No dia seguinte, como de costume, a mãe da Ntavase acordou cedo para mais um dia de trabalho e só retornou por volta das 14 horas onde foi informada que a filha mais velha continuava a dormir. A mãe encontrou a menina em prantos, o que a deixou preocupada. A menina saiu do quarto a chorar e foi interpelada por uma prima onde se abriu contando sobre a violação do dia anterior.
Chocada, a prima contou para a tia, mãe da menina e as duas correram revoltadas em direção a casa o vizinho. Bateram o portão com tanta força que acabou cedendo e caiu. Nisso, a vizinhança aglomerou-se para perceber o motivo de tanta revolta e confusão.
O violador, que se apresenta como docente universitário, bem articulado e que mantém uma boa relação com todos no bairro, negou ter violado a menina e acusou a mãe de estar a tentar obter algum benefício com a acusação.
Depois da confusão, enquanto a família da vítima era consolada por algumas pessoas, o violador foi a esquadra mais próxima e submeteu uma queixa contra a mãe da Ntavase, alegando que ela teria vandalizado sua casa e teria o ferido na perna. O violador exigia uma indemnização pelos danos causados.
Quando a mãe da Ntavase foi a mesma esquadra para submeter a queixa de violação, ela deparou-se com uma intimação para prestar esclarecimentos sobre o caso de agressão contra o vizinho. Ao tentar explicar os motivos qua a levaram a vandalizar a casa, os agentes que atendiam ignoraram completamente suas acusações focando-se apenas nas acusações do vizinho.
Indignada, a mãe deu continuidade a ideia de denunciar o violador, apesar de, na própria esquadra alguns agentes, incluindo mulheres, a incentivaram a desistir do caso. “Não vês que vendeste tua filha? Queriam dinheiro, agora aí está o resultado”, disse uma das agentes. Naquele momento, a mãe da Ntavase percebeu que a batalha pela justiça seria longa e dolorosa, mas nunca passou pela sua cabeça desistir.

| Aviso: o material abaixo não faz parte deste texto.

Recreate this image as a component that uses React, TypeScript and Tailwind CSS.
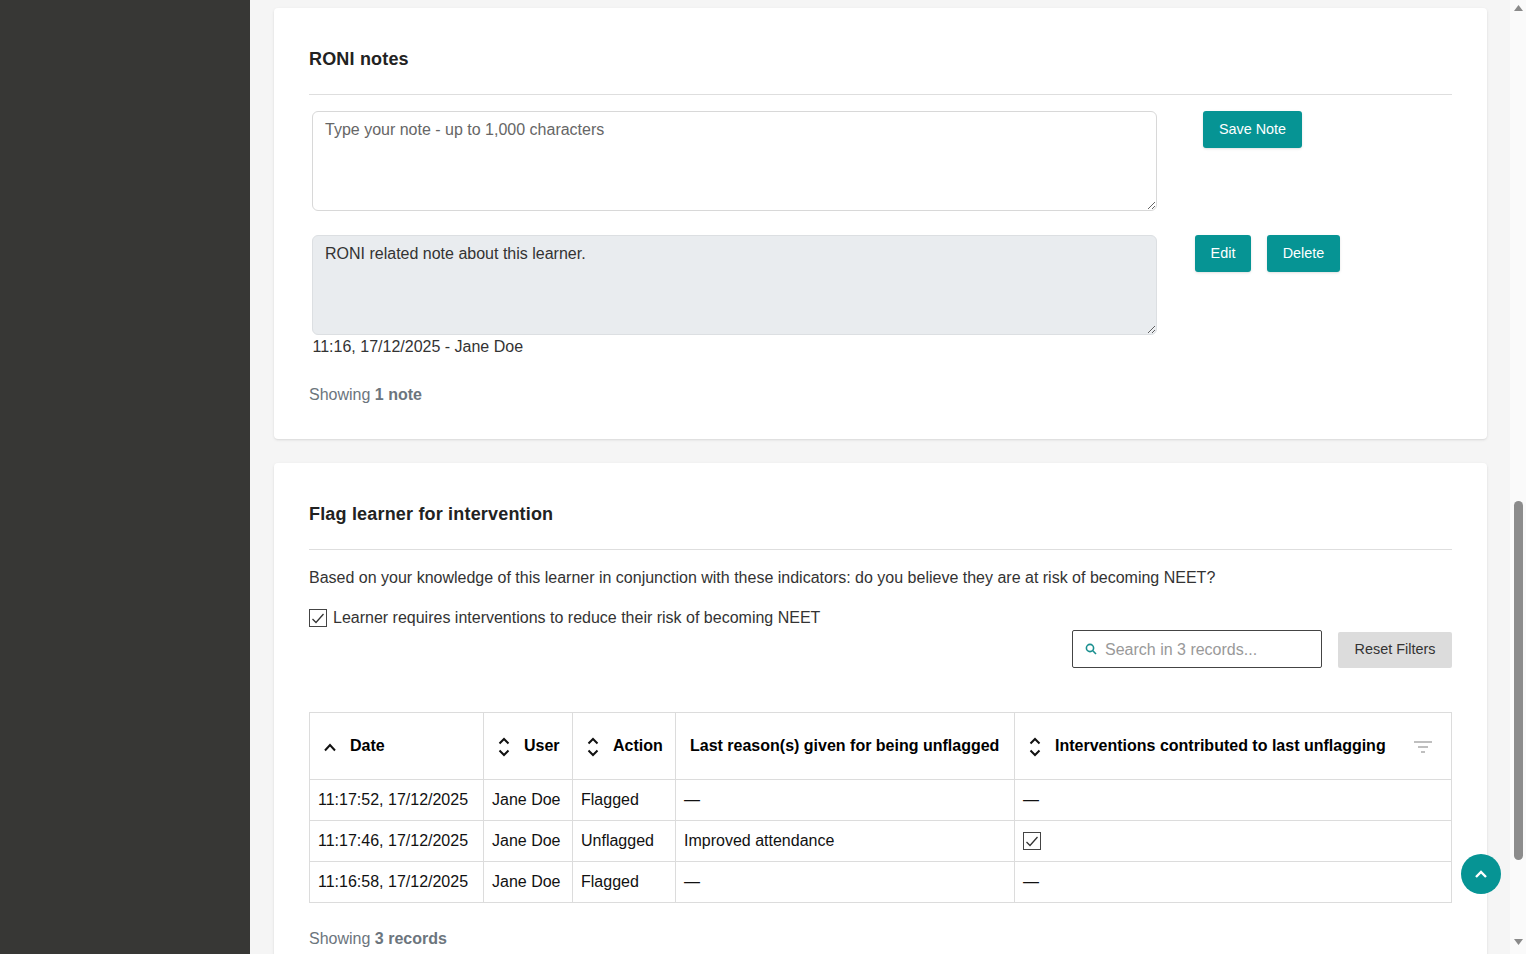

Desde 30 de Setembro, quando a mãe da vítima denunciou o vizinho por violação sexual, já foram feitas duas acareações e algumas testemunhas foram ouvidas. A mãe da vítima não sabe em que situação esta o processo visto que ela não tem nenhuma assistência jurídica, mas ela conta que não sabe se a justiça será feita realmente porque várias vezes ouviu o vizinho a dizer que não aconteceria nada com ele por ser filho de um militar e por ela ser pobre.
Hoje Ntavase sofre na comunidade onde é acusada de ter “se oferecido” para o vizinho. Hoje, ela não consegue sair de casa e dentro da própria casa ela se isola. A roupa que ela vestia no dia da violação foi queimada por ela. Em alguns momentos ela torna-se violenta e manifesta a vontade de morrer. E uma das vezes tomou ratex (remédio para matar ratos) para lograr os seus intentos, o que não conseguiu devido a pronta intervenção dos familiares que viram e suspeitaram de que algo de estranho a Ntavase estava para aprontar.
Como campanha, exigimos que a justiça seja feita independentemente da influência que o suposto violador tenha. Que a justiça seja célere e exemplar. Apelamos igualmente a comunidade que apoiem e cuidem das vítimas e sobreviventes da violação sexual. A culpa nunca é da vítima, é sempre do violador.